Please output the records below in full, exactly as given, but without the images.

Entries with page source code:
--------------------------------

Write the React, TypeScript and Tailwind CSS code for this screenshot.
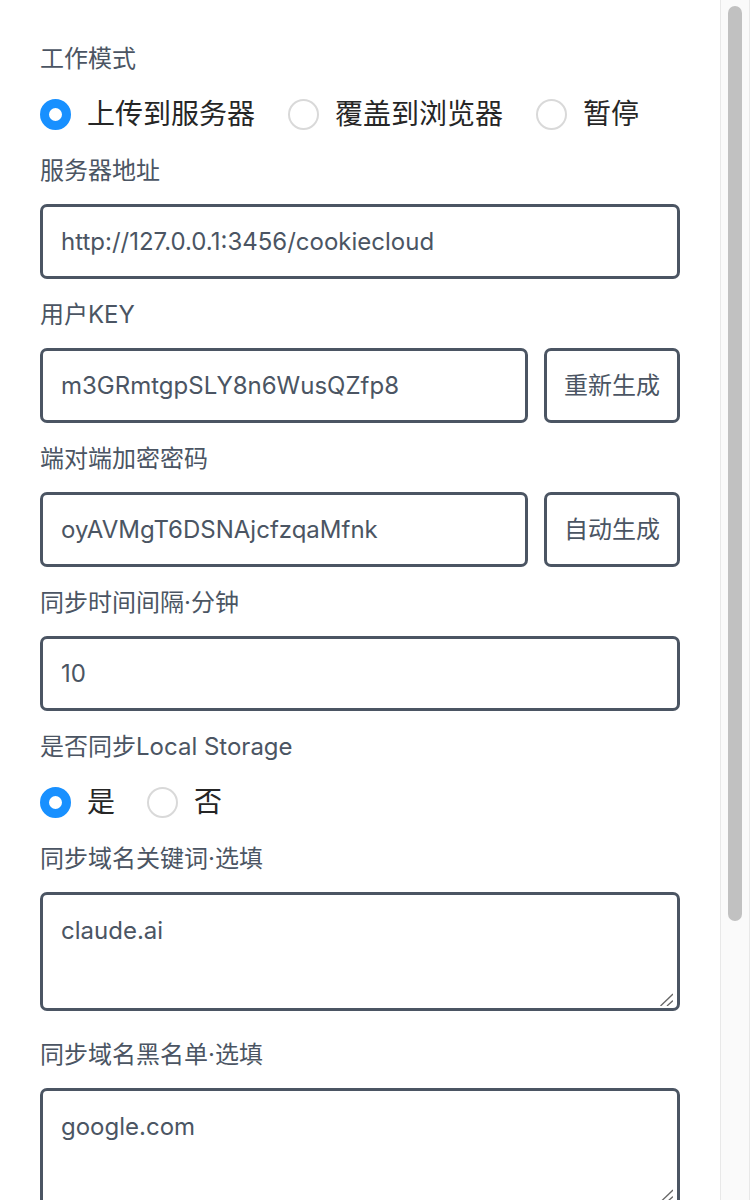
import React from "react";

const font = { fontFamily: 'Inter, "Noto Sans CJK SC", sans-serif' };

function Radio({ checked, label, className = "" }: { checked: boolean; label: string; className?: string }) {
  return (
    <div className={"flex items-center " + className}>
      {checked ? (
        <span className="box-border h-[31px] w-[31px] rounded-full border-[9px] border-[#1890ff] bg-white" />
      ) : (
        <span className="box-border h-[31px] w-[31px] rounded-full border-2 border-[#d9d9d9] bg-white" />
      )}
      <span className="ml-[16px] text-[28px] leading-[40px] text-[#262626]">{label}</span>
    </div>
  );
}

function Label({ children, mb = "mb-[17px]" }: { children: React.ReactNode; mb?: string }) {
  return <div className={"text-[24px] leading-[32px] text-[#4b5563] " + mb}>{children}</div>;
}

function Input({ value, className = "" }: { value: string; className?: string }) {
  return (
    <input
      readOnly
      value={value}
      style={font}
      className={
        "box-border h-[75px] rounded-[7px] border-[3px] border-[#4b5563] bg-white px-[18px] text-[24px] text-[#4b5563] outline-none " +
        className
      }
    />
  );
}

function Button({ children }: { children: React.ReactNode }) {
  return (
    <button
      style={font}
      className="box-border h-[75px] w-[136px] shrink-0 rounded-[7px] border-[3px] border-[#4b5563] bg-white text-[24px] text-[#4b5563]"
    >
      {children}
    </button>
  );
}

function TextArea({ value, className = "" }: { value: string; className?: string }) {
  return (
    <div className={"relative " + className}>
      <textarea
        readOnly
        value={value}
        style={font}
        className="box-border block h-[119px] w-full resize-none rounded-[7px] border-[3px] border-[#4b5563] bg-white px-[18px] pt-[20px] text-[24px] leading-[32px] text-[#4b5563] outline-none"
      />
      <svg
        className="pointer-events-none absolute bottom-[5px] right-[7px]"
        width="16"
        height="16"
        viewBox="0 0 16 16"
      >
        <line x1="3.5" y1="16" x2="16" y2="4" stroke="#666" strokeWidth="1.3" />
        <line x1="10" y1="16" x2="16" y2="10.5" stroke="#666" strokeWidth="1.3" />
      </svg>
    </div>
  );
}

export default function App() {
  return (
    <div style={font} className="flex h-[1200px] w-[750px] overflow-hidden bg-white">
      <div className="w-[720px] shrink-0 px-10 pt-[43px]">
        <Label mb="mb-[19px]">工作模式</Label>
        <div className="mb-[21px] flex h-[40px] items-center">
          <Radio checked label="上传到服务器" />
          <Radio checked={false} label="覆盖到浏览器" className="ml-[33px]" />
          <Radio checked={false} label="暂停" className="ml-[33px]" />
        </div>

        <Label>服务器地址</Label>
        <Input value="http://127.0.0.1:3456/cookiecloud" className="mb-[20px] w-full" />

        <Label>用户KEY</Label>
        <div className="mb-[20px] flex gap-[16px]">
          <Input value="m3GRmtgpSLY8n6WusQZfp8" className="min-w-0 flex-1" />
          <Button>重新生成</Button>
        </div>

        <Label>端对端加密密码</Label>
        <div className="mb-[20px] flex gap-[16px]">
          <Input value="oyAVMgT6DSNAjcfzqaMfnk" className="min-w-0 flex-1" />
          <Button>自动生成</Button>
        </div>

        <Label>同步时间间隔·分钟</Label>
        <Input value="10" className="mb-[20px] w-full" />

        <Label mb="mb-[19px]">是否同步Local Storage</Label>
        <div className="mb-[21px] flex h-[40px] items-center">
          <Radio checked label="是" />
          <Radio checked={false} label="否" className="ml-[32px]" />
        </div>

        <Label>同步域名关键词·选填</Label>
        <TextArea value="claude.ai" className="mb-[28px]" />

        <Label>同步域名黑名单·选填</Label>
        <TextArea value="google.com" />
      </div>
      <div className="box-border flex h-full w-[30px] shrink-0 justify-center border-l border-r border-[#e8e8e8] bg-[#fafafa] pt-[6px]">
        <div className="h-[915px] w-[14px] rounded-full bg-[#c1c1c1]" />
      </div>
    </div>
  );
}
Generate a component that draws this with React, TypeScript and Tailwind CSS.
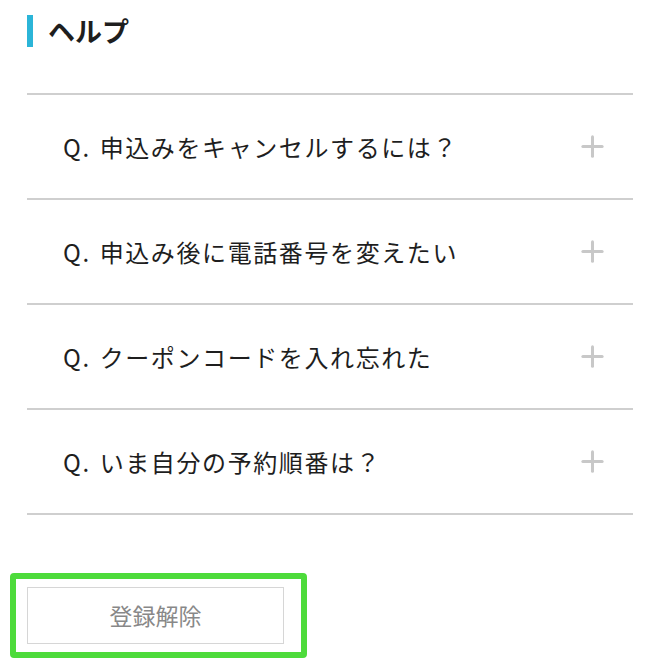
import { Plus } from "lucide-react";

const questions = [
  "申込みをキャンセルするには？",
  "申込み後に電話番号を変えたい",
  "クーポンコードを入れ忘れた",
  "いま自分の予約順番は？",
];

export default function App() {
  return (
    <div className="min-h-screen bg-white font-['Noto_Sans_CJK_JP','Noto_Sans',sans-serif] text-[#1e1e1e]">
      <div className="px-[27px] pt-[15px]">
        <div className="flex items-center gap-[15px]">
          <span className="block h-[32px] w-[6px] bg-[#2bb5d8]" />
          <h1 className="text-[27px] font-bold leading-[32px]">ヘルプ</h1>
        </div>

        <ul className="mt-[46px] border-t-2 border-[#cfcfcf]">
          {questions.map((q) => (
            <li
              key={q}
              className="flex h-[105px] items-center justify-between border-b-2 border-[#cfcfcf] pl-[36px] pr-[24px]"
            >
              <span className="text-[24px] leading-none tracking-[1.6px]">
                Q. <span className="ml-[2px]">{q}</span>
              </span>
              <Plus className="text-[#c8c8c8]" size={33} strokeWidth={2.2} />
            </li>
          ))}
        </ul>
      </div>

      <div className="ml-[10px] mt-[58px] w-[297px] rounded-[4px] border-[6px] border-[#4ddb3b] px-[11px] py-[8px]">
        <button className="flex h-[57px] w-[257px] items-center justify-center border border-[#d6d6d6] bg-white text-[23px] text-[#888888]">
          登録解除
        </button>
      </div>
    </div>
  );
}
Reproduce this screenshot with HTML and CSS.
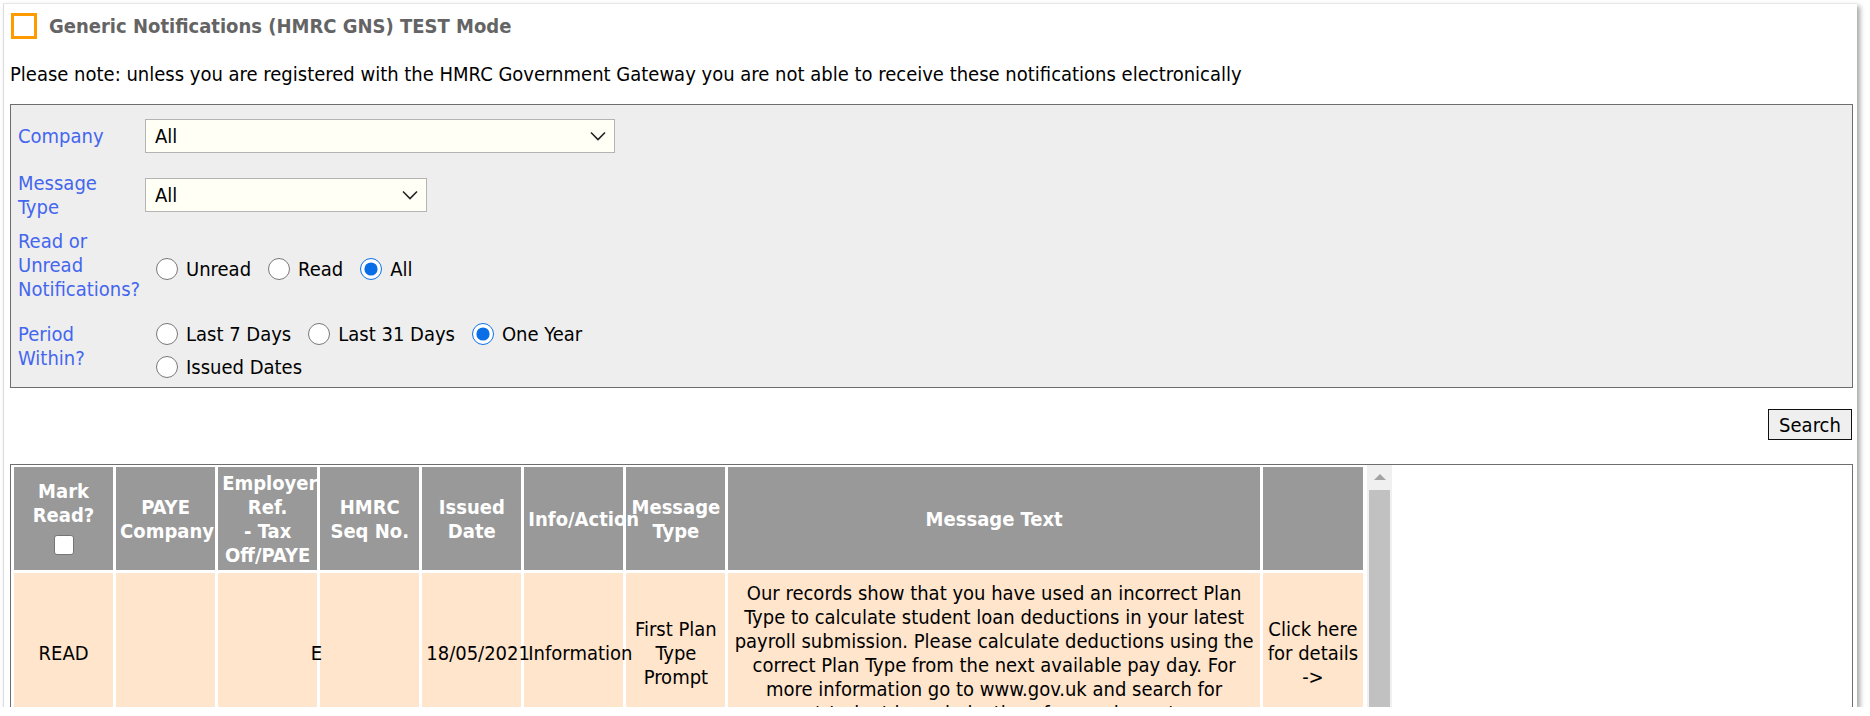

--------------------------------

* Answer *
Write the React, TypeScript and Tailwind CSS code for this screenshot.
import React from "react";

const font = { fontFamily: 'Inter, "Noto Sans CJK SC", sans-serif' };

function Radio({ checked, label, className = "" }: { checked: boolean; label: string; className?: string }) {
  return (
    <div className={"flex items-center " + className}>
      {checked ? (
        <span className="box-border h-[31px] w-[31px] rounded-full border-[9px] border-[#1890ff] bg-white" />
      ) : (
        <span className="box-border h-[31px] w-[31px] rounded-full border-2 border-[#d9d9d9] bg-white" />
      )}
      <span className="ml-[16px] text-[28px] leading-[40px] text-[#262626]">{label}</span>
    </div>
  );
}

function Label({ children, mb = "mb-[17px]" }: { children: React.ReactNode; mb?: string }) {
  return <div className={"text-[24px] leading-[32px] text-[#4b5563] " + mb}>{children}</div>;
}

function Input({ value, className = "" }: { value: string; className?: string }) {
  return (
    <input
      readOnly
      value={value}
      style={font}
      className={
        "box-border h-[75px] rounded-[7px] border-[3px] border-[#4b5563] bg-white px-[18px] text-[24px] text-[#4b5563] outline-none " +
        className
      }
    />
  );
}

function Button({ children }: { children: React.ReactNode }) {
  return (
    <button
      style={font}
      className="box-border h-[75px] w-[136px] shrink-0 rounded-[7px] border-[3px] border-[#4b5563] bg-white text-[24px] text-[#4b5563]"
    >
      {children}
    </button>
  );
}

function TextArea({ value, className = "" }: { value: string; className?: string }) {
  return (
    <div className={"relative " + className}>
      <textarea
        readOnly
        value={value}
        style={font}
        className="box-border block h-[119px] w-full resize-none rounded-[7px] border-[3px] border-[#4b5563] bg-white px-[18px] pt-[20px] text-[24px] leading-[32px] text-[#4b5563] outline-none"
      />
      <svg
        className="pointer-events-none absolute bottom-[5px] right-[7px]"
        width="16"
        height="16"
        viewBox="0 0 16 16"
      >
        <line x1="3.5" y1="16" x2="16" y2="4" stroke="#666" strokeWidth="1.3" />
        <line x1="10" y1="16" x2="16" y2="10.5" stroke="#666" strokeWidth="1.3" />
      </svg>
    </div>
  );
}

export default function App() {
  return (
    <div style={font} className="flex h-[1200px] w-[750px] overflow-hidden bg-white">
      <div className="w-[720px] shrink-0 px-10 pt-[43px]">
        <Label mb="mb-[19px]">工作模式</Label>
        <div className="mb-[21px] flex h-[40px] items-center">
          <Radio checked label="上传到服务器" />
          <Radio checked={false} label="覆盖到浏览器" className="ml-[33px]" />
          <Radio checked={false} label="暂停" className="ml-[33px]" />
        </div>

        <Label>服务器地址</Label>
        <Input value="http://127.0.0.1:3456/cookiecloud" className="mb-[20px] w-full" />

        <Label>用户KEY</Label>
        <div className="mb-[20px] flex gap-[16px]">
          <Input value="m3GRmtgpSLY8n6WusQZfp8" className="min-w-0 flex-1" />
          <Button>重新生成</Button>
        </div>

        <Label>端对端加密密码</Label>
        <div className="mb-[20px] flex gap-[16px]">
          <Input value="oyAVMgT6DSNAjcfzqaMfnk" className="min-w-0 flex-1" />
          <Button>自动生成</Button>
        </div>

        <Label>同步时间间隔·分钟</Label>
        <Input value="10" className="mb-[20px] w-full" />

        <Label mb="mb-[19px]">是否同步Local Storage</Label>
        <div className="mb-[21px] flex h-[40px] items-center">
          <Radio checked label="是" />
          <Radio checked={false} label="否" className="ml-[32px]" />
        </div>

        <Label>同步域名关键词·选填</Label>
        <TextArea value="claude.ai" className="mb-[28px]" />

        <Label>同步域名黑名单·选填</Label>
        <TextArea value="google.com" />
      </div>
      <div className="box-border flex h-full w-[30px] shrink-0 justify-center border-l border-r border-[#e8e8e8] bg-[#fafafa] pt-[6px]">
        <div className="h-[915px] w-[14px] rounded-full bg-[#c1c1c1]" />
      </div>
    </div>
  );
}
Generate a component that draws this with React, TypeScript and Tailwind CSS.
import { Plus } from "lucide-react";

const questions = [
  "申込みをキャンセルするには？",
  "申込み後に電話番号を変えたい",
  "クーポンコードを入れ忘れた",
  "いま自分の予約順番は？",
];

export default function App() {
  return (
    <div className="min-h-screen bg-white font-['Noto_Sans_CJK_JP','Noto_Sans',sans-serif] text-[#1e1e1e]">
      <div className="px-[27px] pt-[15px]">
        <div className="flex items-center gap-[15px]">
          <span className="block h-[32px] w-[6px] bg-[#2bb5d8]" />
          <h1 className="text-[27px] font-bold leading-[32px]">ヘルプ</h1>
        </div>

        <ul className="mt-[46px] border-t-2 border-[#cfcfcf]">
          {questions.map((q) => (
            <li
              key={q}
              className="flex h-[105px] items-center justify-between border-b-2 border-[#cfcfcf] pl-[36px] pr-[24px]"
            >
              <span className="text-[24px] leading-none tracking-[1.6px]">
                Q. <span className="ml-[2px]">{q}</span>
              </span>
              <Plus className="text-[#c8c8c8]" size={33} strokeWidth={2.2} />
            </li>
          ))}
        </ul>
      </div>

      <div className="ml-[10px] mt-[58px] w-[297px] rounded-[4px] border-[6px] border-[#4ddb3b] px-[11px] py-[8px]">
        <button className="flex h-[57px] w-[257px] items-center justify-center border border-[#d6d6d6] bg-white text-[23px] text-[#888888]">
          登録解除
        </button>
      </div>
    </div>
  );
}
Reproduce this screenshot with HTML and CSS.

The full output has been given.